> Set task: Reproduce the entries word for word, and omit any picture you find in them.

> Material:
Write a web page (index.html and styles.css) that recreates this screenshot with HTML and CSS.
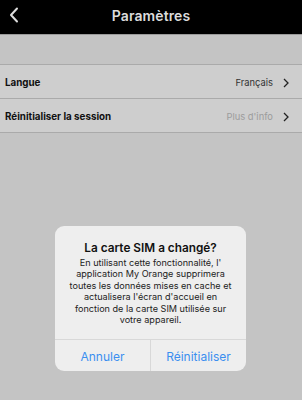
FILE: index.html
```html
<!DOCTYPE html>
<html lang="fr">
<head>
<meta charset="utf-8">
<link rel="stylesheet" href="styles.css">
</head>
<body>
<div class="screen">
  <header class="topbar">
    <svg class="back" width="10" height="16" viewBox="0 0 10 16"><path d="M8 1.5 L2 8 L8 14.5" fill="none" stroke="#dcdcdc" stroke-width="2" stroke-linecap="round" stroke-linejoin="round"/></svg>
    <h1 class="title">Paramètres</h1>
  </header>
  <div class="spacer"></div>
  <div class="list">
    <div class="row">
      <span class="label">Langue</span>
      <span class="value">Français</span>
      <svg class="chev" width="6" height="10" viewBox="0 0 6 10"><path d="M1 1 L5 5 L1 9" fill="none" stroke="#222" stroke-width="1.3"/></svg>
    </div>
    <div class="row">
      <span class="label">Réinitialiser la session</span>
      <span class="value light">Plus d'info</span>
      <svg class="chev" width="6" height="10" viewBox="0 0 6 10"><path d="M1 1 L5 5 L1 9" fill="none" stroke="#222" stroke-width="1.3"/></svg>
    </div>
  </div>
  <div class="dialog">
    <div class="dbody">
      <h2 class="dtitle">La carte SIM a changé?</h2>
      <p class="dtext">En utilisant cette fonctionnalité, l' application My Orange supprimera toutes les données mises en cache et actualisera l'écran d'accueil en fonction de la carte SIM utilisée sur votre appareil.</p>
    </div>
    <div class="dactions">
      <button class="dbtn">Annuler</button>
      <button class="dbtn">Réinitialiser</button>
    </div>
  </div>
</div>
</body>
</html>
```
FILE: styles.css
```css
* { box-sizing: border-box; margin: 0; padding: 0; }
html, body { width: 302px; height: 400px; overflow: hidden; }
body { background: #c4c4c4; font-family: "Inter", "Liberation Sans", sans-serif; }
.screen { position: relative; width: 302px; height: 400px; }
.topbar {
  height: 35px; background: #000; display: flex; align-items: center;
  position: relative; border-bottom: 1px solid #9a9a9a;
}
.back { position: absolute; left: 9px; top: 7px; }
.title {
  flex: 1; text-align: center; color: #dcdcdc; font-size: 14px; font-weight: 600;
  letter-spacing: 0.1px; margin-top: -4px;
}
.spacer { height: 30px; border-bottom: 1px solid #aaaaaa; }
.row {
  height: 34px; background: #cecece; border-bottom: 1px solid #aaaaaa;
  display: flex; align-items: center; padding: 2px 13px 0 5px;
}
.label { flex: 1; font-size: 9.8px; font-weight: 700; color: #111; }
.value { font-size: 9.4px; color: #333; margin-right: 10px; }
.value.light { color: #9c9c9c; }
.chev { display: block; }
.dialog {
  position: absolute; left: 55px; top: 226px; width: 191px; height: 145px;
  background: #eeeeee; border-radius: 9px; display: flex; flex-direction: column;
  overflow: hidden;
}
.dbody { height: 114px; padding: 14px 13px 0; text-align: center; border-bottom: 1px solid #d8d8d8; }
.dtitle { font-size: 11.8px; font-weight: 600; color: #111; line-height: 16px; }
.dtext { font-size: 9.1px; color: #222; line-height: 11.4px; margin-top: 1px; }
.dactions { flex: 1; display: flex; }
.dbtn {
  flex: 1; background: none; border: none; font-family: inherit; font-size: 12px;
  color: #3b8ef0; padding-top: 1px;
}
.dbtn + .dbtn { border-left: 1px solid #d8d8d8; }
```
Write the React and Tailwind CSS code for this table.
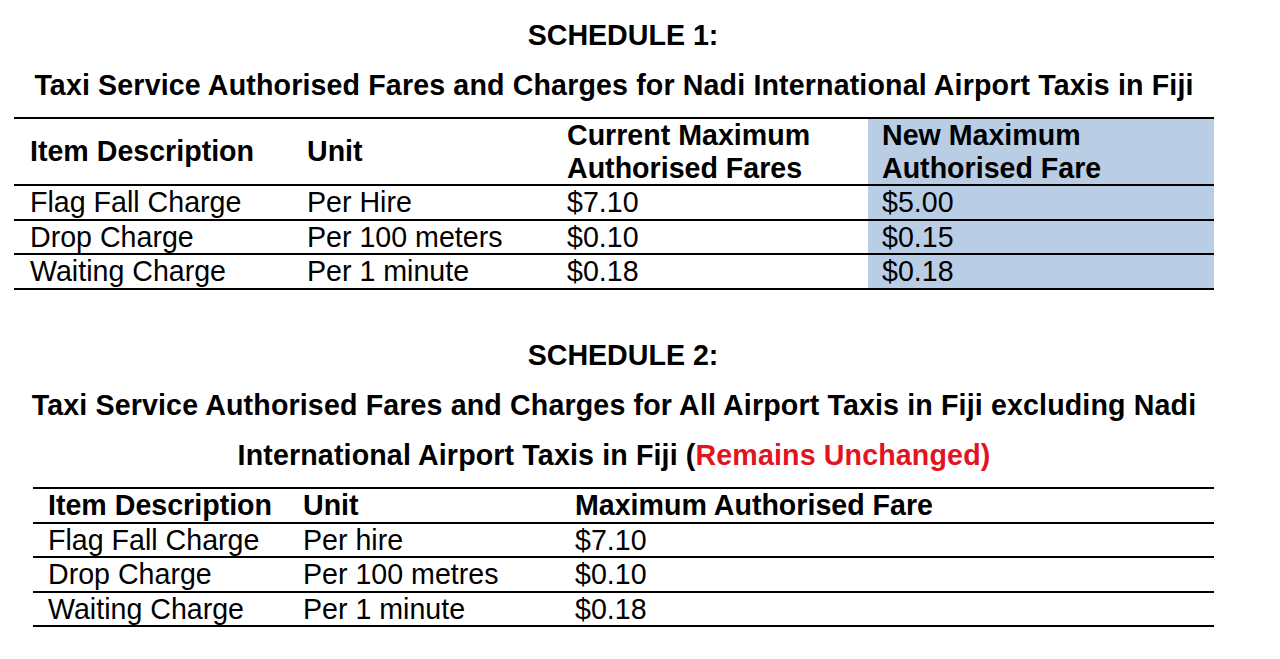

> Correct response:
Write a web page (index.html and styles.css) that recreates this screenshot with HTML and CSS.
FILE: index.html
```html
<!DOCTYPE html>
<html lang="fr">
<head>
<meta charset="utf-8">
<link rel="stylesheet" href="styles.css">
</head>
<body>
<div class="screen">
  <header class="topbar">
    <svg class="back" width="10" height="16" viewBox="0 0 10 16"><path d="M8 1.5 L2 8 L8 14.5" fill="none" stroke="#dcdcdc" stroke-width="2" stroke-linecap="round" stroke-linejoin="round"/></svg>
    <h1 class="title">Paramètres</h1>
  </header>
  <div class="spacer"></div>
  <div class="list">
    <div class="row">
      <span class="label">Langue</span>
      <span class="value">Français</span>
      <svg class="chev" width="6" height="10" viewBox="0 0 6 10"><path d="M1 1 L5 5 L1 9" fill="none" stroke="#222" stroke-width="1.3"/></svg>
    </div>
    <div class="row">
      <span class="label">Réinitialiser la session</span>
      <span class="value light">Plus d'info</span>
      <svg class="chev" width="6" height="10" viewBox="0 0 6 10"><path d="M1 1 L5 5 L1 9" fill="none" stroke="#222" stroke-width="1.3"/></svg>
    </div>
  </div>
  <div class="dialog">
    <div class="dbody">
      <h2 class="dtitle">La carte SIM a changé?</h2>
      <p class="dtext">En utilisant cette fonctionnalité, l' application My Orange supprimera toutes les données mises en cache et actualisera l'écran d'accueil en fonction de la carte SIM utilisée sur votre appareil.</p>
    </div>
    <div class="dactions">
      <button class="dbtn">Annuler</button>
      <button class="dbtn">Réinitialiser</button>
    </div>
  </div>
</div>
</body>
</html>
```
FILE: styles.css
```css
* { box-sizing: border-box; margin: 0; padding: 0; }
html, body { width: 302px; height: 400px; overflow: hidden; }
body { background: #c4c4c4; font-family: "Inter", "Liberation Sans", sans-serif; }
.screen { position: relative; width: 302px; height: 400px; }
.topbar {
  height: 35px; background: #000; display: flex; align-items: center;
  position: relative; border-bottom: 1px solid #9a9a9a;
}
.back { position: absolute; left: 9px; top: 7px; }
.title {
  flex: 1; text-align: center; color: #dcdcdc; font-size: 14px; font-weight: 600;
  letter-spacing: 0.1px; margin-top: -4px;
}
.spacer { height: 30px; border-bottom: 1px solid #aaaaaa; }
.row {
  height: 34px; background: #cecece; border-bottom: 1px solid #aaaaaa;
  display: flex; align-items: center; padding: 2px 13px 0 5px;
}
.label { flex: 1; font-size: 9.8px; font-weight: 700; color: #111; }
.value { font-size: 9.4px; color: #333; margin-right: 10px; }
.value.light { color: #9c9c9c; }
.chev { display: block; }
.dialog {
  position: absolute; left: 55px; top: 226px; width: 191px; height: 145px;
  background: #eeeeee; border-radius: 9px; display: flex; flex-direction: column;
  overflow: hidden;
}
.dbody { height: 114px; padding: 14px 13px 0; text-align: center; border-bottom: 1px solid #d8d8d8; }
.dtitle { font-size: 11.8px; font-weight: 600; color: #111; line-height: 16px; }
.dtext { font-size: 9.1px; color: #222; line-height: 11.4px; margin-top: 1px; }
.dactions { flex: 1; display: flex; }
.dbtn {
  flex: 1; background: none; border: none; font-family: inherit; font-size: 12px;
  color: #3b8ef0; padding-top: 1px;
}
.dbtn + .dbtn { border-left: 1px solid #d8d8d8; }
```
Write the React and Tailwind CSS code for this table.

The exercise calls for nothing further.